WHAT IS BEING ASKED: Restate, word for word, every line of the data.

DATA BLOCK:
|---|

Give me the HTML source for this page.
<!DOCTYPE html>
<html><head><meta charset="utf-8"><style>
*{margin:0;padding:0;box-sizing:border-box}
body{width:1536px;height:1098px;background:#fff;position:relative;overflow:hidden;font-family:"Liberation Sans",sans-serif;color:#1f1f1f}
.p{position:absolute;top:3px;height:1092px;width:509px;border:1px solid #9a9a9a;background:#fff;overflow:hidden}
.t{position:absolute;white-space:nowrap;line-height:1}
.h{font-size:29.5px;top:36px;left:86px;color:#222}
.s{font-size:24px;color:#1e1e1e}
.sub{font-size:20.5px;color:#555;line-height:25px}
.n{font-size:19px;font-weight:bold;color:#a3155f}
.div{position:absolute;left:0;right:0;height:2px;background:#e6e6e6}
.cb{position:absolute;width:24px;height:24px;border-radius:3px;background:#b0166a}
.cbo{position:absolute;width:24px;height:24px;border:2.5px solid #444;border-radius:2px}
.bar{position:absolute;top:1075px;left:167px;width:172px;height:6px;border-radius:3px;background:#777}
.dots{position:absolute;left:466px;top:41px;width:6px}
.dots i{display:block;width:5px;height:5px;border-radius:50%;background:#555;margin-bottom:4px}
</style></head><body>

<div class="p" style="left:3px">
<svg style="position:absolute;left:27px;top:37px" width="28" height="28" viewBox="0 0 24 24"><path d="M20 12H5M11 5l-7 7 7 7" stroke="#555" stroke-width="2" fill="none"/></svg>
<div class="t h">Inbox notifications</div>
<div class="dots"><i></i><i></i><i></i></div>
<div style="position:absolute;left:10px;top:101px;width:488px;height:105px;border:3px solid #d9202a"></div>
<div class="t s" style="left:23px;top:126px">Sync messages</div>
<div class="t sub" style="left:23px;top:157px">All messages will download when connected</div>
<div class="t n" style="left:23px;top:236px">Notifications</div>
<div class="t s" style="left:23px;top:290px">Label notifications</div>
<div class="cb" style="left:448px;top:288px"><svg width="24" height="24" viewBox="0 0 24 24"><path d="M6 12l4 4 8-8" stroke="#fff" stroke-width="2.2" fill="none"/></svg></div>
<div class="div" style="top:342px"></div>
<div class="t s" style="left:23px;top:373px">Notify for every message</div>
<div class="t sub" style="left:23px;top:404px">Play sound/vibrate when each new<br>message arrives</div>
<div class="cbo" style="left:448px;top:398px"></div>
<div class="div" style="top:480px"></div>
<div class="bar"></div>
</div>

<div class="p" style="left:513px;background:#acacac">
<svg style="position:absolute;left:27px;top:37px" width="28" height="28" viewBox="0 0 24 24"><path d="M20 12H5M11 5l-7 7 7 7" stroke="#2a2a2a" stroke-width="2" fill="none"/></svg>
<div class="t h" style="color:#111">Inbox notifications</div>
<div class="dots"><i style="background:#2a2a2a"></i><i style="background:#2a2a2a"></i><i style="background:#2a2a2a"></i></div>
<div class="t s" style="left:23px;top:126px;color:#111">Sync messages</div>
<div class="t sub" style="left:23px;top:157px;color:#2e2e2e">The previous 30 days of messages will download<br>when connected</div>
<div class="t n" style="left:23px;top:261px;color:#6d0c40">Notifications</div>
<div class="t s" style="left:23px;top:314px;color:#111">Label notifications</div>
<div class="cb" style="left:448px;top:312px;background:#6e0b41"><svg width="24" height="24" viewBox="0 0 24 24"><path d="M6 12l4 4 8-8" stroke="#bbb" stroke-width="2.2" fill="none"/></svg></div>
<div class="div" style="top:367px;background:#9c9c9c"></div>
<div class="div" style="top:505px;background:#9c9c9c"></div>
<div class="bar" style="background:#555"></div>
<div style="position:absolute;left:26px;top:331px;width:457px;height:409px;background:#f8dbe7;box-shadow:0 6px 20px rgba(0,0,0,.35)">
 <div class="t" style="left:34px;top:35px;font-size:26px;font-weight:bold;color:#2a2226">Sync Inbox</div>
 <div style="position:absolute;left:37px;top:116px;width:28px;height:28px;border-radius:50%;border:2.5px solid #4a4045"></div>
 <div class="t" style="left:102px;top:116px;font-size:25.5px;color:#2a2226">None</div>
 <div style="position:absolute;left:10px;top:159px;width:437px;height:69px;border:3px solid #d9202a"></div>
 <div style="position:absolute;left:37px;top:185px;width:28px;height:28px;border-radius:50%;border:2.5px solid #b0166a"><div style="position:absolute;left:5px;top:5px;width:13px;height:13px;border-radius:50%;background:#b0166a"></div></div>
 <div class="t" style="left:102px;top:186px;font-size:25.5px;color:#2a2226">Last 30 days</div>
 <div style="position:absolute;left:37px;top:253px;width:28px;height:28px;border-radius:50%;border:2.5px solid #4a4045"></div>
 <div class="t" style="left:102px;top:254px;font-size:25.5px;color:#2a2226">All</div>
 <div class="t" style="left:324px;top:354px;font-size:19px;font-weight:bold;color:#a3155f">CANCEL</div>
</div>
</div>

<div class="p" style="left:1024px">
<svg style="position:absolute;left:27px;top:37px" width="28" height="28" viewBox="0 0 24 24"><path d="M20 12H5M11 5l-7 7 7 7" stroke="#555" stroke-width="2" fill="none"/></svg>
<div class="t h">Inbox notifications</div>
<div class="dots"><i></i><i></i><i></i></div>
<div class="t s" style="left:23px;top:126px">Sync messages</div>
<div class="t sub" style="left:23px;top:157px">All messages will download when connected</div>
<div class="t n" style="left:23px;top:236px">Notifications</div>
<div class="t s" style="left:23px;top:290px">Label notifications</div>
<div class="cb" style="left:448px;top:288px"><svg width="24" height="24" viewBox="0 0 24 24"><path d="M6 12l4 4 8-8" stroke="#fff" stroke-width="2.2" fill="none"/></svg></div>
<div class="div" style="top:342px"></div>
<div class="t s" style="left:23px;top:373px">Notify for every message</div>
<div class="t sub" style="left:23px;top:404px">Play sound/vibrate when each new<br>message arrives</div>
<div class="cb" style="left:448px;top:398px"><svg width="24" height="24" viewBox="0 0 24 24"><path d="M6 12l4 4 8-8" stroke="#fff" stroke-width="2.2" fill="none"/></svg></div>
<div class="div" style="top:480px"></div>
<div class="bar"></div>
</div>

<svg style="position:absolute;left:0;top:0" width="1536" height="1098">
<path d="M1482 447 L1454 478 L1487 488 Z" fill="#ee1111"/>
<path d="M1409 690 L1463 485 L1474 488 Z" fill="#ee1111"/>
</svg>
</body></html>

|---|

RESULT:
Give me the HTML source for this page.
<!DOCTYPE html>
<html><head><meta charset="utf-8"><style>
*{margin:0;padding:0;box-sizing:border-box}
body{width:1536px;height:1098px;background:#fff;position:relative;overflow:hidden;font-family:"Liberation Sans",sans-serif;color:#1f1f1f}
.p{position:absolute;top:3px;height:1092px;width:509px;border:1px solid #9a9a9a;background:#fff;overflow:hidden}
.t{position:absolute;white-space:nowrap;line-height:1}
.h{font-size:29.5px;top:36px;left:86px;color:#222}
.s{font-size:24px;color:#1e1e1e}
.sub{font-size:20.5px;color:#555;line-height:25px}
.n{font-size:19px;font-weight:bold;color:#a3155f}
.div{position:absolute;left:0;right:0;height:2px;background:#e6e6e6}
.cb{position:absolute;width:24px;height:24px;border-radius:3px;background:#b0166a}
.cbo{position:absolute;width:24px;height:24px;border:2.5px solid #444;border-radius:2px}
.bar{position:absolute;top:1075px;left:167px;width:172px;height:6px;border-radius:3px;background:#777}
.dots{position:absolute;left:466px;top:41px;width:6px}
.dots i{display:block;width:5px;height:5px;border-radius:50%;background:#555;margin-bottom:4px}
</style></head><body>

<div class="p" style="left:3px">
<svg style="position:absolute;left:27px;top:37px" width="28" height="28" viewBox="0 0 24 24"><path d="M20 12H5M11 5l-7 7 7 7" stroke="#555" stroke-width="2" fill="none"/></svg>
<div class="t h">Inbox notifications</div>
<div class="dots"><i></i><i></i><i></i></div>
<div style="position:absolute;left:10px;top:101px;width:488px;height:105px;border:3px solid #d9202a"></div>
<div class="t s" style="left:23px;top:126px">Sync messages</div>
<div class="t sub" style="left:23px;top:157px">All messages will download when connected</div>
<div class="t n" style="left:23px;top:236px">Notifications</div>
<div class="t s" style="left:23px;top:290px">Label notifications</div>
<div class="cb" style="left:448px;top:288px"><svg width="24" height="24" viewBox="0 0 24 24"><path d="M6 12l4 4 8-8" stroke="#fff" stroke-width="2.2" fill="none"/></svg></div>
<div class="div" style="top:342px"></div>
<div class="t s" style="left:23px;top:373px">Notify for every message</div>
<div class="t sub" style="left:23px;top:404px">Play sound/vibrate when each new<br>message arrives</div>
<div class="cbo" style="left:448px;top:398px"></div>
<div class="div" style="top:480px"></div>
<div class="bar"></div>
</div>

<div class="p" style="left:513px;background:#acacac">
<svg style="position:absolute;left:27px;top:37px" width="28" height="28" viewBox="0 0 24 24"><path d="M20 12H5M11 5l-7 7 7 7" stroke="#2a2a2a" stroke-width="2" fill="none"/></svg>
<div class="t h" style="color:#111">Inbox notifications</div>
<div class="dots"><i style="background:#2a2a2a"></i><i style="background:#2a2a2a"></i><i style="background:#2a2a2a"></i></div>
<div class="t s" style="left:23px;top:126px;color:#111">Sync messages</div>
<div class="t sub" style="left:23px;top:157px;color:#2e2e2e">The previous 30 days of messages will download<br>when connected</div>
<div class="t n" style="left:23px;top:261px;color:#6d0c40">Notifications</div>
<div class="t s" style="left:23px;top:314px;color:#111">Label notifications</div>
<div class="cb" style="left:448px;top:312px;background:#6e0b41"><svg width="24" height="24" viewBox="0 0 24 24"><path d="M6 12l4 4 8-8" stroke="#bbb" stroke-width="2.2" fill="none"/></svg></div>
<div class="div" style="top:367px;background:#9c9c9c"></div>
<div class="div" style="top:505px;background:#9c9c9c"></div>
<div class="bar" style="background:#555"></div>
<div style="position:absolute;left:26px;top:331px;width:457px;height:409px;background:#f8dbe7;box-shadow:0 6px 20px rgba(0,0,0,.35)">
 <div class="t" style="left:34px;top:35px;font-size:26px;font-weight:bold;color:#2a2226">Sync Inbox</div>
 <div style="position:absolute;left:37px;top:116px;width:28px;height:28px;border-radius:50%;border:2.5px solid #4a4045"></div>
 <div class="t" style="left:102px;top:116px;font-size:25.5px;color:#2a2226">None</div>
 <div style="position:absolute;left:10px;top:159px;width:437px;height:69px;border:3px solid #d9202a"></div>
 <div style="position:absolute;left:37px;top:185px;width:28px;height:28px;border-radius:50%;border:2.5px solid #b0166a"><div style="position:absolute;left:5px;top:5px;width:13px;height:13px;border-radius:50%;background:#b0166a"></div></div>
 <div class="t" style="left:102px;top:186px;font-size:25.5px;color:#2a2226">Last 30 days</div>
 <div style="position:absolute;left:37px;top:253px;width:28px;height:28px;border-radius:50%;border:2.5px solid #4a4045"></div>
 <div class="t" style="left:102px;top:254px;font-size:25.5px;color:#2a2226">All</div>
 <div class="t" style="left:324px;top:354px;font-size:19px;font-weight:bold;color:#a3155f">CANCEL</div>
</div>
</div>

<div class="p" style="left:1024px">
<svg style="position:absolute;left:27px;top:37px" width="28" height="28" viewBox="0 0 24 24"><path d="M20 12H5M11 5l-7 7 7 7" stroke="#555" stroke-width="2" fill="none"/></svg>
<div class="t h">Inbox notifications</div>
<div class="dots"><i></i><i></i><i></i></div>
<div class="t s" style="left:23px;top:126px">Sync messages</div>
<div class="t sub" style="left:23px;top:157px">All messages will download when connected</div>
<div class="t n" style="left:23px;top:236px">Notifications</div>
<div class="t s" style="left:23px;top:290px">Label notifications</div>
<div class="cb" style="left:448px;top:288px"><svg width="24" height="24" viewBox="0 0 24 24"><path d="M6 12l4 4 8-8" stroke="#fff" stroke-width="2.2" fill="none"/></svg></div>
<div class="div" style="top:342px"></div>
<div class="t s" style="left:23px;top:373px">Notify for every message</div>
<div class="t sub" style="left:23px;top:404px">Play sound/vibrate when each new<br>message arrives</div>
<div class="cb" style="left:448px;top:398px"><svg width="24" height="24" viewBox="0 0 24 24"><path d="M6 12l4 4 8-8" stroke="#fff" stroke-width="2.2" fill="none"/></svg></div>
<div class="div" style="top:480px"></div>
<div class="bar"></div>
</div>

<svg style="position:absolute;left:0;top:0" width="1536" height="1098">
<path d="M1482 447 L1454 478 L1487 488 Z" fill="#ee1111"/>
<path d="M1409 690 L1463 485 L1474 488 Z" fill="#ee1111"/>
</svg>
</body></html>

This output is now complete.